Chase Overhauls Lending Practices to Military Personnel
US Banker | February, 2011
WASHINGTON — In response to embarrassing recent revelations that JPMorgan Chase & Co. failed to enforce a law protecting military members from foreclosure and high-cost credit, the New York bank announced several significant changes to its practices.
At issue is the Servicemembers Civil Relief Act, which bars lenders from foreclosing on active duty military members and caps their interest rate on all pre-existing consumer debt at 6 percent.
Among other changes, the bank said early Tuesday that said it will lower the maximum interest rate it is charging active duty military members to 4 percent and roll out a special enhanced mortgage modification program for a wider class of military customers.
"The programs we are announcing today are a start, but in no way a finish," said Jamie Dimon, chairman and chief executive officer of JPMorgan Chase, in a press release. "This company has a great history of honoring military and veterans, and the mistakes we made on military foreclosures are a painful aberration on that track record. We deeply apologize to our military customers and their families for these mistakes. We cannot undo them, but we can take accountability for them, fix them and learn from them. Today we want to begin a new way forward with the military and veteran community to make serving them a core part of how we operate our business every day. Our servicemen and servicewomen deserve nothing less."

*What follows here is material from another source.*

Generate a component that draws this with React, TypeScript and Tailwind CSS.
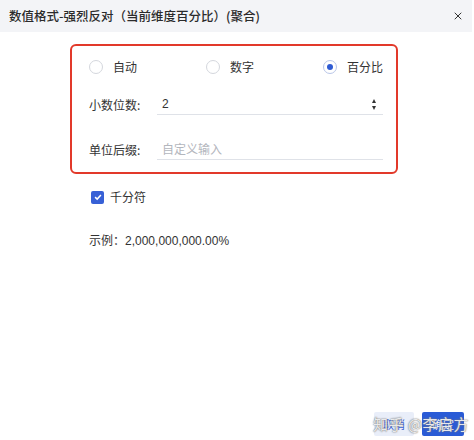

Chase's widespread failure to enforce the law was the subject of a House Veterans Affairs Committee hearing last week where the bank discussed its efforts to make whole 4,500 military members it overcharged an average of $70 each and 18 that it improperly foreclosed on. The bank took a beating from lawmakers on both sides of the aisle and Chase hinted that the problems at its company are likely more widespread across the banking industry since it discovered the same compliance issues with accounts it inherited from its acquisitions of Washington Mutual and Bear Stearns.

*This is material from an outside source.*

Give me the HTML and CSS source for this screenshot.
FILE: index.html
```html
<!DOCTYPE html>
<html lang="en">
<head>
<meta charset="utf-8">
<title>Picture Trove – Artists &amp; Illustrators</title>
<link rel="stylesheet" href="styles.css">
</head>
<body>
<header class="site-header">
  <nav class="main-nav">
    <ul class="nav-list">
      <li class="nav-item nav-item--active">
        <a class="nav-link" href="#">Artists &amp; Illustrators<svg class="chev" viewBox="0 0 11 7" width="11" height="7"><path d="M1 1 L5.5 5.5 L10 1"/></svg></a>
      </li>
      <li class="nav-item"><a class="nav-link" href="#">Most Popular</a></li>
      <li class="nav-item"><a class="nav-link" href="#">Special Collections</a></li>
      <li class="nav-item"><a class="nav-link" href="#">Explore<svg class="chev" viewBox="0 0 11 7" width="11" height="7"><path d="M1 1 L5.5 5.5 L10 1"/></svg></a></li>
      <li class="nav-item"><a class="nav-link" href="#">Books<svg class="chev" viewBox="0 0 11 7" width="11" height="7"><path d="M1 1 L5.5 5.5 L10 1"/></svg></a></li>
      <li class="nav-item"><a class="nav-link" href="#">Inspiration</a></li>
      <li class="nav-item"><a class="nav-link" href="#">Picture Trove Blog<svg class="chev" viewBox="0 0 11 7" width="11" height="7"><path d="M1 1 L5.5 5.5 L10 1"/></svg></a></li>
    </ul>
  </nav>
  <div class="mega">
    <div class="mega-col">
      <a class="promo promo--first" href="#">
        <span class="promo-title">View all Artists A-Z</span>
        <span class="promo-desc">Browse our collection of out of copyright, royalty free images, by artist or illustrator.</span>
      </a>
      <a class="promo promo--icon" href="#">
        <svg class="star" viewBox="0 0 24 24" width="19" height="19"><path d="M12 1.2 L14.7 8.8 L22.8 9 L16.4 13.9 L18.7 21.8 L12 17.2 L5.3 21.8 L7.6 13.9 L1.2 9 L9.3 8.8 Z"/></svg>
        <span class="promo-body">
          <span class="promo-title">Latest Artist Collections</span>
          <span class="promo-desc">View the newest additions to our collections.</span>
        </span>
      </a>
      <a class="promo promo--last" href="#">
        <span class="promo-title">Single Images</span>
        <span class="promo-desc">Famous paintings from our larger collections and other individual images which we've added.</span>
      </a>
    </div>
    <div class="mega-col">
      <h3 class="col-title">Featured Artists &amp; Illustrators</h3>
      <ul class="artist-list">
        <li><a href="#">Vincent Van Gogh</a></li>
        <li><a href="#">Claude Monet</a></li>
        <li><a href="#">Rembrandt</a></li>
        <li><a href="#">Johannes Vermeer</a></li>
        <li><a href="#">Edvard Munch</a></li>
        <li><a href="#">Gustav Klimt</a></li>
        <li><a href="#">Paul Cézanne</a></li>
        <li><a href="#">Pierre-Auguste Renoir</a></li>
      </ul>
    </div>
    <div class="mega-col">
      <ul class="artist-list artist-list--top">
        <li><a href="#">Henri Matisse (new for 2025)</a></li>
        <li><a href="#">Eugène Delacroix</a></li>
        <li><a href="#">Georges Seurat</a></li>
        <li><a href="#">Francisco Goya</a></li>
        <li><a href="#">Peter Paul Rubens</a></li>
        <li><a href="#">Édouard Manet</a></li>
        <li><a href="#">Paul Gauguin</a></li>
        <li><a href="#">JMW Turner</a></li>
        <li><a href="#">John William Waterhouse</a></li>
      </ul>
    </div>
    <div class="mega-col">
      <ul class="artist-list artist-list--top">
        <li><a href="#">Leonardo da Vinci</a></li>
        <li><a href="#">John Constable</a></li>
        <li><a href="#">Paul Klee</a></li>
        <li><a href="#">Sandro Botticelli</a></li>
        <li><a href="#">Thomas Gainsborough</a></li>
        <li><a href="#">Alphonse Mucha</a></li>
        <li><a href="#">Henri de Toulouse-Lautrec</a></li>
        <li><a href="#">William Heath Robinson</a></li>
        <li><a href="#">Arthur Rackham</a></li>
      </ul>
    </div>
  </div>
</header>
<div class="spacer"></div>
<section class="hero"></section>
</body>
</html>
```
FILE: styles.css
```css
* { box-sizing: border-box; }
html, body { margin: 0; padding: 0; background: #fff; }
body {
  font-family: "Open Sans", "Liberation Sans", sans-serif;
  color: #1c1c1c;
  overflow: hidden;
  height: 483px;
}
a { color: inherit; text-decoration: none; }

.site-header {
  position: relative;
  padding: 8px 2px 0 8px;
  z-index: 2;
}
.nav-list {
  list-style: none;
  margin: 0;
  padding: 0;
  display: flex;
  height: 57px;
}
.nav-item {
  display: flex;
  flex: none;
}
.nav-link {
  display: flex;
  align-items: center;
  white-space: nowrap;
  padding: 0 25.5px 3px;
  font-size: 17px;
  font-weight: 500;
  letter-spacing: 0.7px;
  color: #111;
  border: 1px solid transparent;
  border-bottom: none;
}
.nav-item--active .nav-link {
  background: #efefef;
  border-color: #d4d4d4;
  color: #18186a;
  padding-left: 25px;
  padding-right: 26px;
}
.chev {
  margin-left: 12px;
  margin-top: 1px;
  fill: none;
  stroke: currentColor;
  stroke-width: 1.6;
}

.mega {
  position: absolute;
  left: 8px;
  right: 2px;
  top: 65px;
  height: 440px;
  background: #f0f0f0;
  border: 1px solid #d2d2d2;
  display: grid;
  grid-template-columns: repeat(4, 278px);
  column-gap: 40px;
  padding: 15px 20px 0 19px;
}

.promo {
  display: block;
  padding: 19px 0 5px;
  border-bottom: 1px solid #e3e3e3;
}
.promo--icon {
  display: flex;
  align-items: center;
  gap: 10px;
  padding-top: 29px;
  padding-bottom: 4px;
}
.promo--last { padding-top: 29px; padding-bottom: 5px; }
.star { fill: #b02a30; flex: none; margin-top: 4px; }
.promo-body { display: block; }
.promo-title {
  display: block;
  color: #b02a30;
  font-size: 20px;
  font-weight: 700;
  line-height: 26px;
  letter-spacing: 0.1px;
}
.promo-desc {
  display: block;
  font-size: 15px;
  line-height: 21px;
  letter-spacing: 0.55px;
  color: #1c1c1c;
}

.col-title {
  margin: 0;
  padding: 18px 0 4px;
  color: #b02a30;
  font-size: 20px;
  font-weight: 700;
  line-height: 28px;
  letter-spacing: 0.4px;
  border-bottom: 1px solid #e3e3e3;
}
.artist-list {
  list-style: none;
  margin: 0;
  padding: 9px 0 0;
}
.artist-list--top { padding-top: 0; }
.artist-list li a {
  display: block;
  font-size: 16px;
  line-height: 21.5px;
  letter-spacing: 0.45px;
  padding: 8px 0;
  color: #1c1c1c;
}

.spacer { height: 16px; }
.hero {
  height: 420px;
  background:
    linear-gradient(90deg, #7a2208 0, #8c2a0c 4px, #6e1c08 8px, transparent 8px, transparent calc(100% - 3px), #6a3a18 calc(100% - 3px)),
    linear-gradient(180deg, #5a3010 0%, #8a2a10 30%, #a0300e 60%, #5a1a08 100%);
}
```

At the hearing, Chase said it was refunding overcharged customers with interest and had been able to give the foreclosed home back to the homeowner in 12 instances. But lawmakers heavily criticized the bank for not doing enough to repair destroyed lives, particularly for servicemembers in harms way in Iraq and Afghanistan.
Under the changes that Chase announced Tuesday, the bank appeared eager to address all the points of contention it came under attack for last week.
It said it would vastly expand its efforts to prevent foreclosure by offering enhanced modifications for all members of the military who have served on active duty as far back as Sept. 11, 2001.
"The program will be offered to those who are delinquent or having trouble making their mortgage payments. Subject to the required regulatory and investor approvals, the program will go beyond the government's Home Affordable Modification Program requirements," Chase announced in the press release.
Chase will also take additional steps if it holds a second lien, the bank said.
"In cases when we modify any Chase-owned or Chase-serviced primary residential mortgage, if there is a second mortgage on the same property that is also owned by Chase, we will modify the interest rate on the second to 1 percent," the bank said.
Chase said that it would expand the scope of the law significantly to protect military members in other ways too.
For example, the law limits eligible active duty military personnel to those who took out loans prior to active duty. Under the new Chase protocols, it will extend SCRA protections to any active duty military members regardless of when they took out their loan.
The bank also reiterated its promise to significantly upgrade its internal controls to prevent SCRA enforcement failures going forward.
Chase said that in cases where it has improperly foreclosed, it will rescind the sale and also forgive all remaining mortgage debt. The bank said it will continue to offer such a remedy going forward should it experience compliance failures in the future.
Chase said it would donate 1,000 homes over the next five years to military members and veterans through its non-profit partners. The bank also said it plans to open five new Chase Homeownership Centers in cities near large military bases.
At the hearing last week, Chase was criticized for obfuscating the process of reaching SCRA-trained customer service representatives, and lacking an easy way to reach SCRA call center.
Chase said it would hold 10 borrower outreach workshops near bases this year and has launched a 24-hour SCRA call center.
It also announced it is forming a Veterans Advisory Council to advise the bank on these programs and other ways it can help the military and veteran community.
Chase also took heat last week over questions about its outreach in hiring military members. In its announcement Tuesday, Chase said it was committed to hiring 100,000 military veterans over the next 10 years.
The bank stressed it has made significant upgrades to its SCRA compliance and announced it has named Maggie Belknap — a retired colonel who served in Desert Storm and is the former head of economics and finance at West Point — as head of SCRA oversight across the company.
Belknap is currently the head of Global Operations Control Management for Treasury Services at Chase.
The company emphasized it is committed to a major overhaul of SCRA compliance.
"We will continue to monitor vigilantly how we serve military and veteran customers and will not be satisfied until we are 100 percent convinced that we are doing the right thing in every case," said Charlie Scharf, CEO of Retail Financial Services, in the release. "We understand we have breached the trust of some of our military customers and we know we need to work hard to earn it back, and we are deeply committed to doing that. We want to work with the military community as partners going forward to become the best company in any industry to serve our military heroes."